The uncompressed data file is sent to the user program using a pipe. This consumes very few resources, and it allows the decompression to run in paralell with the user process, but it has the disadvantage that the user program cannot use lseek. To warn the user program of this, the data file is shown as a named pipe (FIFO) when it is stat'ed.

This is the default setting. The data is uncompressed and put into a temporary file. The user programs then reads its data from the temporary file. This has the advantage that the user program may lseek, and the disadvantage that more disk space is consumed, while the programming is accessing the file.

The data is sent through a pipe, but the file is shown as a regular file ("hidden") to the user program when it stats it. This might be needed for programs which are picky about a file type, but who actually don't need lseek.

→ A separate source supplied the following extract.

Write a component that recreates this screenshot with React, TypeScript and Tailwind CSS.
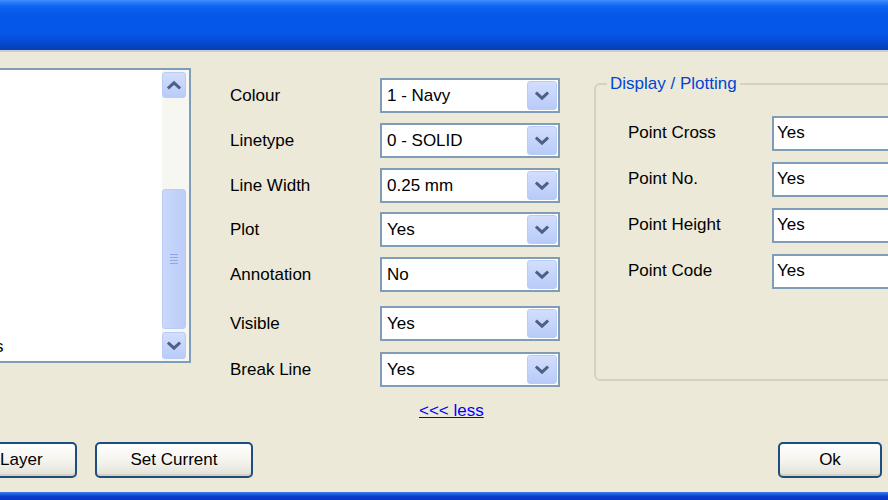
import React from "react";

const font = { fontFamily: '"Liberation Sans", Arial, sans-serif' };

const layerProps = [
  { label: "Colour", value: "1 - Navy", mt: "mt-0" },
  { label: "Linetype", value: "0 - SOLID", mt: "mt-[10px]" },
  { label: "Line Width", value: "0.25 mm", mt: "mt-[10px]" },
  { label: "Plot", value: "Yes", mt: "mt-[9px]" },
  { label: "Annotation", value: "No", mt: "mt-[10px]" },
  { label: "Visible", value: "Yes", mt: "mt-[14px]" },
  { label: "Break Line", value: "Yes", mt: "mt-[11px]" },
];

const displayProps = [
  { label: "Point Cross", value: "Yes" },
  { label: "Point No.", value: "Yes" },
  { label: "Point Height", value: "Yes" },
  { label: "Point Code", value: "Yes" },
];

function Chevron({ up = false }: { up?: boolean }) {
  return (
    <svg width="14" height="10" viewBox="0 0 14 10" className={up ? "rotate-180" : ""}>
      <path d="M2 2.5 L7 7.2 L12 2.5" fill="none" stroke="#4d6185" strokeWidth="3" strokeLinecap="square" />
    </svg>
  );
}

function ArrowButton({ up = false, className = "" }: { up?: boolean; className?: string }) {
  return (
    <div
      className={`flex shrink-0 items-center justify-center rounded-[3px] border border-[#b9cbf6] bg-gradient-to-b from-[#d3defd] to-[#b8cbf8] ${className}`}
    >
      <Chevron up={up} />
    </div>
  );
}

function Select({ value }: { value: string }) {
  return (
    <div className="flex h-[35px] w-[180px] shrink-0 items-center border-2 border-[#7f9db9] bg-white pl-[5px] pr-[1px]">
      <span className="flex-1 text-[17px] text-black">{value}</span>
      <ArrowButton className="h-[29px] w-[30px]" />
    </div>
  );
}

function XpButton({ children, className = "" }: { children: React.ReactNode; className?: string }) {
  return (
    <button
      className={`flex h-[36px] shrink-0 items-center justify-center rounded-[5px] border-2 border-[#1c4e80] bg-gradient-to-b from-white via-[#f5f4ef] to-[#e3e1d7] text-[17px] text-black shadow-[inset_0_-2px_0_#d6d0c0] ${className}`}
    >
      {children}
    </button>
  );
}

export default function App() {
  return (
    <div className="flex h-[500px] w-[888px] flex-col overflow-hidden bg-[#ece9d8]" style={font}>
      {/* title bar */}
      <div className="h-[50px] shrink-0 bg-[linear-gradient(to_bottom,#3f8dff_0px,#1064f2_6px,#0558ea_14px,#0656e6_34px,#0449cf_43px,#063fb8_48px)]" />
      <div className="h-[2px] shrink-0 bg-[#c6ccd8]" />

      <div className="flex flex-1 flex-col">
        <div className="flex items-start pt-[16px]">
          {/* layer list */}
          <div className="flex h-[295px] w-[191px] shrink-0 border-2 border-l-0 border-[#7f9db9] bg-white">
            <div className="flex flex-1 flex-col justify-end pb-[2px]">
              <span className="-ml-[5px] text-[17px] text-black">s</span>
            </div>
            <div className="flex w-[27px] flex-col bg-[#f7f7f2] py-[2px] pr-[2px]">
              <ArrowButton up className="h-[26px] w-[24px]" />
              <div className="h-[91px]" />
              <div className="flex h-[140px] w-[24px] items-center justify-center rounded-[3px] border border-[#b9cbf6] bg-gradient-to-r from-[#c9d8fc] to-[#bccdf8]">
                <div className="flex flex-col gap-[2px]">
                  <div className="h-px w-[8px] bg-[#8fa8e8]" />
                  <div className="h-px w-[8px] bg-[#8fa8e8]" />
                  <div className="h-px w-[8px] bg-[#8fa8e8]" />
                  <div className="h-px w-[8px] bg-[#8fa8e8]" />
                </div>
              </div>
              <div className="h-[3px]" />
              <ArrowButton className="h-[27px] w-[24px]" />
            </div>
          </div>

          {/* layer properties */}
          <div className="ml-[39px] mt-[10px] flex shrink-0 flex-col">
            {layerProps.map((p) => (
              <div key={p.label} className={`flex items-center ${p.mt}`}>
                <span className="w-[150px] text-[17px] text-black">{p.label}</span>
                <Select value={p.value} />
              </div>
            ))}
            <a className="ml-[189px] mt-[11px] text-[17px] text-[#0000ff] underline">&lt;&lt;&lt; less</a>
          </div>

          {/* display / plotting group */}
          <fieldset className="ml-[34px] mt-[3px] h-[310px] w-[330px] shrink-0 rounded-[6px] border-2 border-[#d5d2c2] pl-[32px]">
            <legend className="-ml-[21px] px-[3px] text-[17px] text-[#0046d5]">Display / Plotting</legend>
            <div className="mt-[19px] flex flex-col gap-[11px]">
              {displayProps.map((p) => (
                <div key={p.label} className="flex items-center">
                  <span className="w-[144px] text-[17px] text-black">{p.label}</span>
                  <div className="flex h-[35px] w-[150px] items-center border-2 border-[#7f9db9] bg-white pl-[3px] text-[17px] text-black">
                    {p.value}
                  </div>
                </div>
              ))}
            </div>
          </fieldset>
        </div>

        {/* buttons */}
        <div className="mt-auto flex items-center pb-[14px]">
          <XpButton className="-ml-[73px] w-[150px]">New Layer</XpButton>
          <XpButton className="ml-[18px] w-[158px]">Set Current</XpButton>
          <XpButton className="ml-[525px] w-[104px]">Ok</XpButton>
        </div>
      </div>

      {/* bottom frame */}
      <div className="h-[8px] shrink-0 bg-gradient-to-b from-[#3f7bea] via-[#0b3fd0] to-[#0a34c4]" />
    </div>
  );
}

The virtual (uncompressed) file is shown as non-existent to stat, and readdir shows the physical (compressed) file. For certain programs, this is enough to disable zlibc on a file per file basis. This is useful, for example, to make emacs use its own compression support (crypt.el) instead of zlibc. Crypt.el is able to compress files when writing them back, whereas zlibc isn't able to do so. The leave-compressed doesn't work correctly with the directory and subdirectory criteria. Use the filesystem criterion instead.

The virtual (uncompressed) file is shown to stat, but readdir shows the physical (compressed) file. This is useful to tell zlibc that we prefer working on the physical file, but without making access to the virtual file impossible. The dir-leave-compressed doesn't work with the dir and subdir criteria. Use the filesystem criterion instead.